#### What you are asked to do
Select each line where the word "this" appears.

#### Material supplied
----

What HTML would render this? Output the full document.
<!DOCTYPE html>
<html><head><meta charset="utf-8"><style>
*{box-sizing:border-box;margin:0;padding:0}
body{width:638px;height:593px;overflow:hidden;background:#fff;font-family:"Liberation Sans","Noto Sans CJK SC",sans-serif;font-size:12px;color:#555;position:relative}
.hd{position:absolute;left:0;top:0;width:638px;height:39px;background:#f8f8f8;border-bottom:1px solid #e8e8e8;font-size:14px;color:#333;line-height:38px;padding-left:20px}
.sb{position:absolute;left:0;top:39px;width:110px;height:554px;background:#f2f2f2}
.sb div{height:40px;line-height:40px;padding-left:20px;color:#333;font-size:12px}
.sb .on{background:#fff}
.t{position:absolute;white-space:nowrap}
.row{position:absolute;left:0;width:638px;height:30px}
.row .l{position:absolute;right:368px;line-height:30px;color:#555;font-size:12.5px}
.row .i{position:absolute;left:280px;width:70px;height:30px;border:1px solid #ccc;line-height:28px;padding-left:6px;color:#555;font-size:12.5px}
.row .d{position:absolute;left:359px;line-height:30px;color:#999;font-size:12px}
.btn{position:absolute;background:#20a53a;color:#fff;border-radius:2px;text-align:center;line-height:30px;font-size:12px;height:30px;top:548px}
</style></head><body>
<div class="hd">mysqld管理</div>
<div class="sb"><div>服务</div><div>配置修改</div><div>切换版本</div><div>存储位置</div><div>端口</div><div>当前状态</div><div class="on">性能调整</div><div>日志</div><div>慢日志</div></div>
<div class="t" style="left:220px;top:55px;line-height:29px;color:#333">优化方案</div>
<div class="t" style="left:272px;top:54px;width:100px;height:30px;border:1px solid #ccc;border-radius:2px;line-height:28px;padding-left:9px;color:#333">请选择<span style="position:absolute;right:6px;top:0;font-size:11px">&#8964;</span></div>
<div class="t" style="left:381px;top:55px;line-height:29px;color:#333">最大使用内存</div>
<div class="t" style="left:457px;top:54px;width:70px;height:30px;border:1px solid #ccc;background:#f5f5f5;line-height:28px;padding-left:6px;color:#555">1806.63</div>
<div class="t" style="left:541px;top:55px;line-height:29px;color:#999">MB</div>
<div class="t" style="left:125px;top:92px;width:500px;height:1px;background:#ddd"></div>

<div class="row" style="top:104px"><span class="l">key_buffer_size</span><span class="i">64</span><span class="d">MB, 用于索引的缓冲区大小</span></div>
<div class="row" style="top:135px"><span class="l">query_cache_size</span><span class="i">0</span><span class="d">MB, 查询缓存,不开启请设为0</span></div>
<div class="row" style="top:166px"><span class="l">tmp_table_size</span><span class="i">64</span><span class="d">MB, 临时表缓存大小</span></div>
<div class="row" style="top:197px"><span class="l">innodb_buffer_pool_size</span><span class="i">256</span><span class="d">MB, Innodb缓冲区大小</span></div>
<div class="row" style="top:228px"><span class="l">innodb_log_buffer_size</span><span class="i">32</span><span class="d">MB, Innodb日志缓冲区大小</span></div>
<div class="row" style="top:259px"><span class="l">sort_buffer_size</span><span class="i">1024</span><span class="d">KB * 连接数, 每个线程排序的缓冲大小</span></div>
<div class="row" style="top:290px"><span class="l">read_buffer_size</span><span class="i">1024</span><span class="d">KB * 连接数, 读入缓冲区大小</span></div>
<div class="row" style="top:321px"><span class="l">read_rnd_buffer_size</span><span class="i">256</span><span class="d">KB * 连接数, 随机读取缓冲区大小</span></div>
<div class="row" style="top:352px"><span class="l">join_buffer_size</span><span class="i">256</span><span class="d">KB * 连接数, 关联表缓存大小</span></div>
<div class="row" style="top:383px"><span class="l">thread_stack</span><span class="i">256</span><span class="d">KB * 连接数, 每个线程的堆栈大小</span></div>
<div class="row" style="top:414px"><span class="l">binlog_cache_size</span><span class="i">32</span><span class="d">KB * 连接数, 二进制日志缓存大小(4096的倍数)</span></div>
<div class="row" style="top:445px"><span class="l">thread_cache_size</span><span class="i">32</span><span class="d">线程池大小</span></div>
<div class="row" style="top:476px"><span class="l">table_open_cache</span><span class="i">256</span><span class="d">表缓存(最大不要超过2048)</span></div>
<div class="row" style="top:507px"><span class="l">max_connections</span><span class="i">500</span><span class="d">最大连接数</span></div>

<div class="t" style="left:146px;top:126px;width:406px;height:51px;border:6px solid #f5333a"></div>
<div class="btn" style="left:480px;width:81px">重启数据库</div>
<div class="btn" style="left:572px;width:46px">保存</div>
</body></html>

----

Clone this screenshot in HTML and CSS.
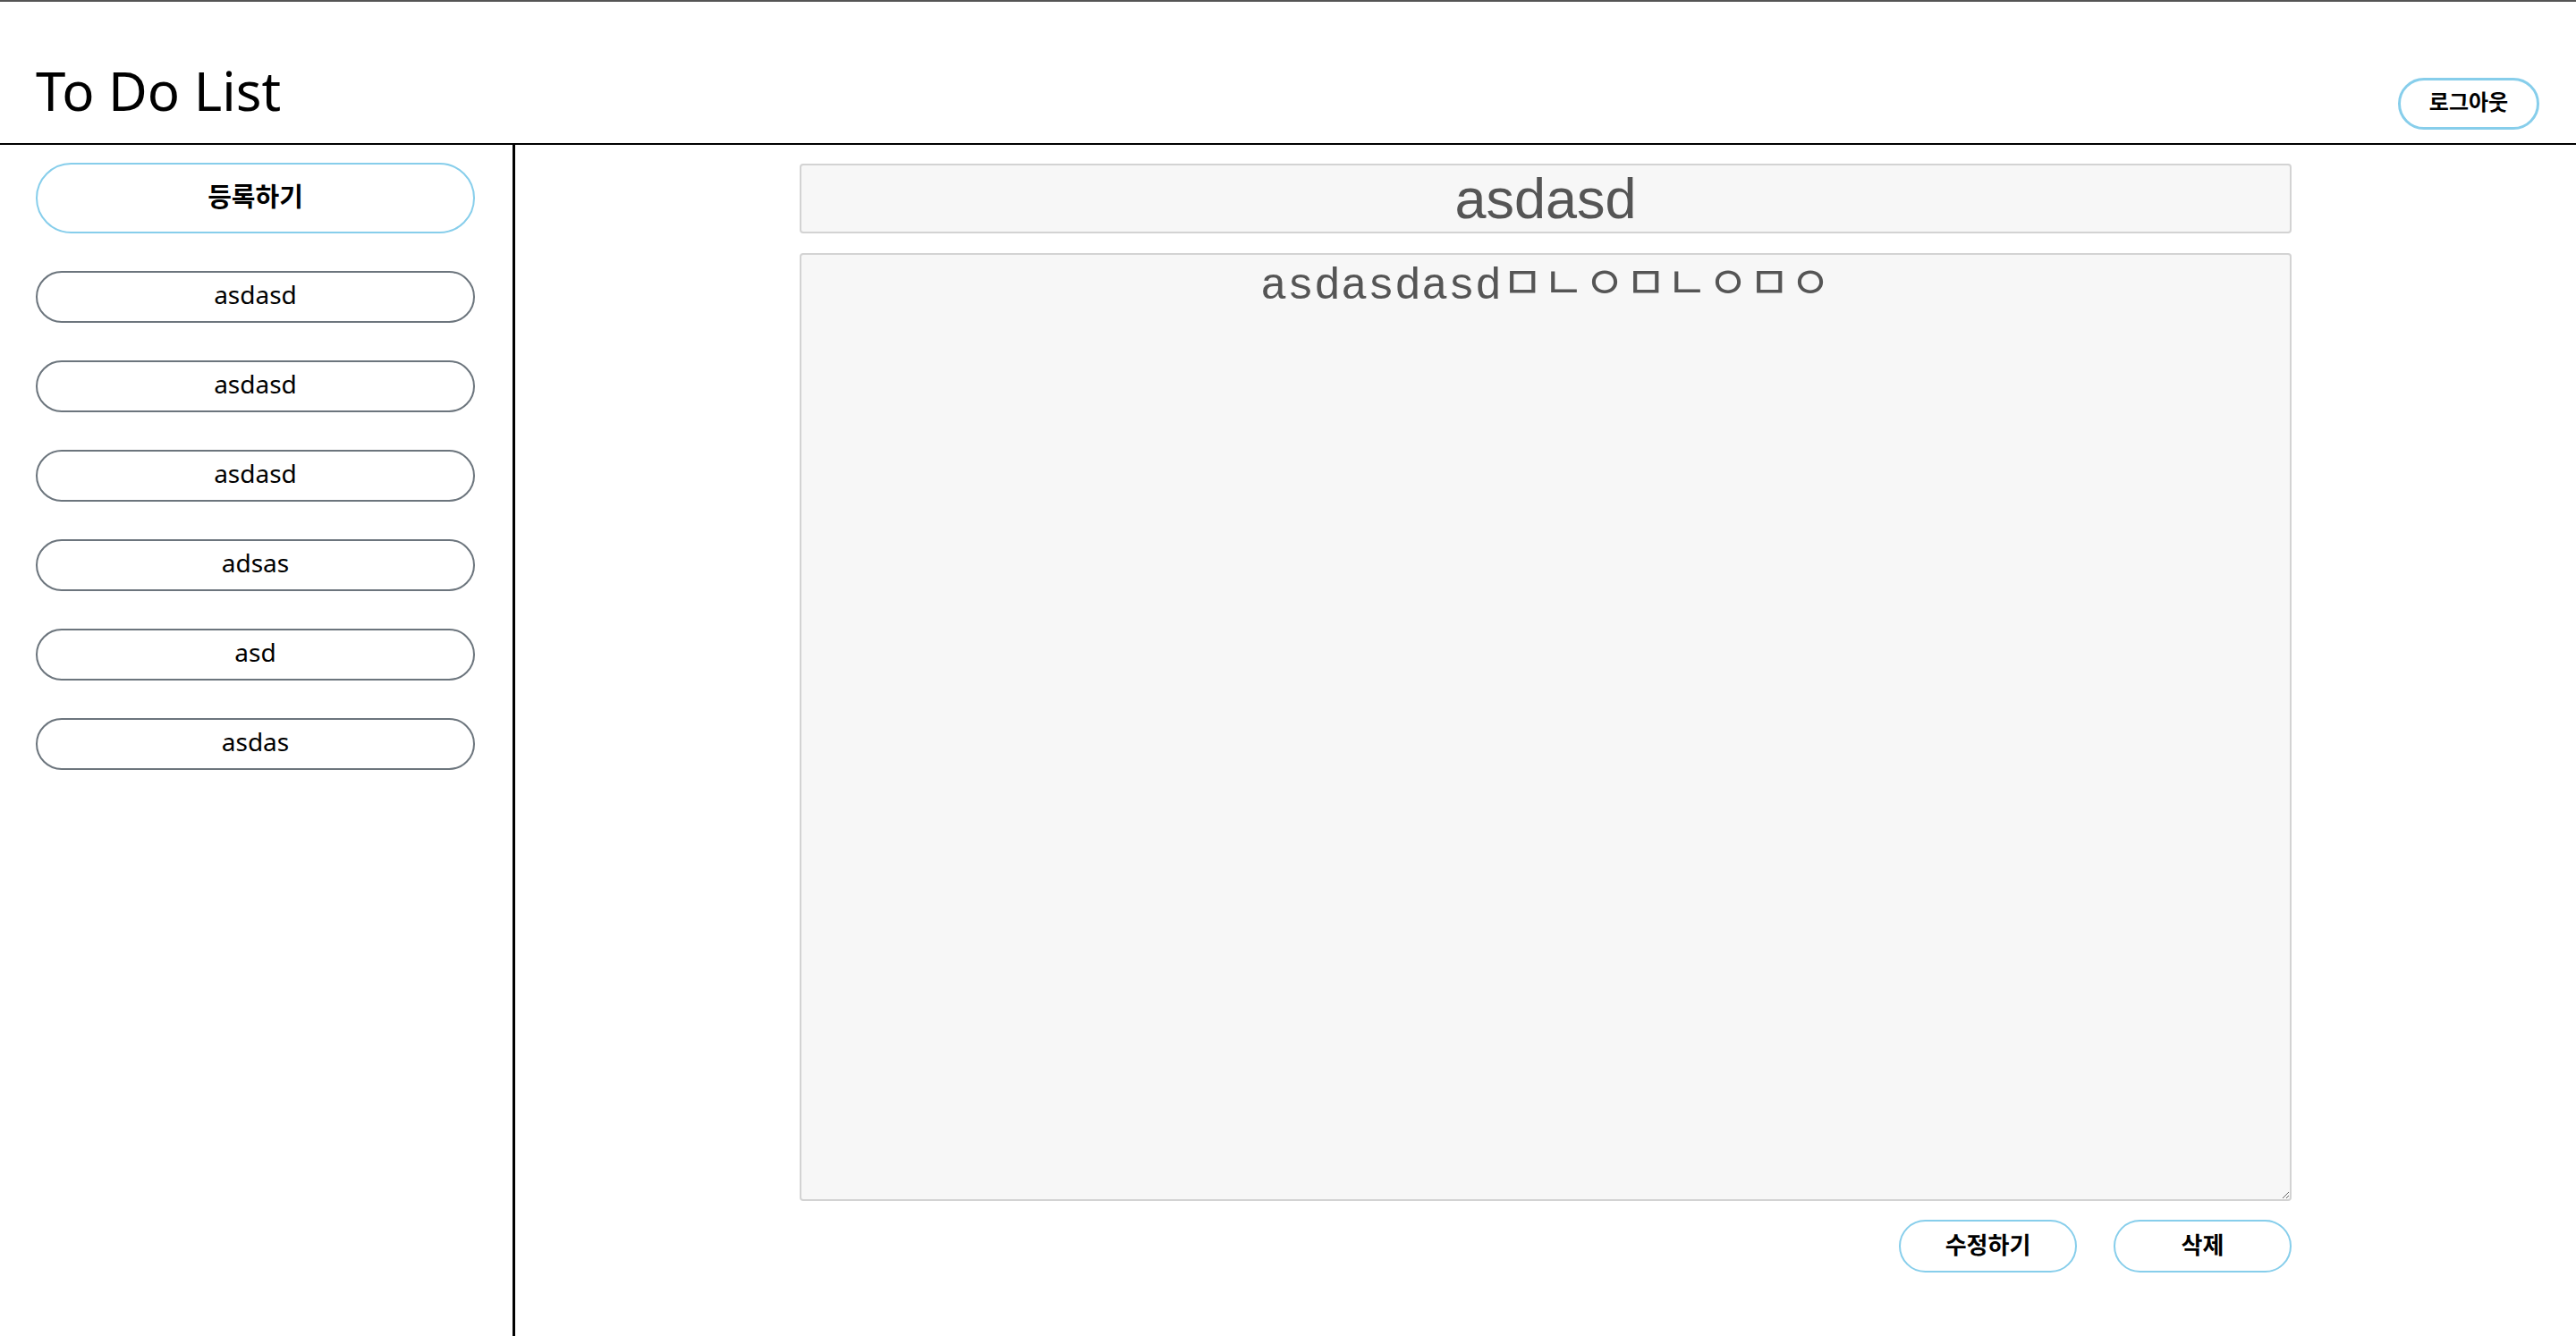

----

#### Response to the exercise
What HTML would render this? Output the full document.
Clone this screenshot in HTML and CSS.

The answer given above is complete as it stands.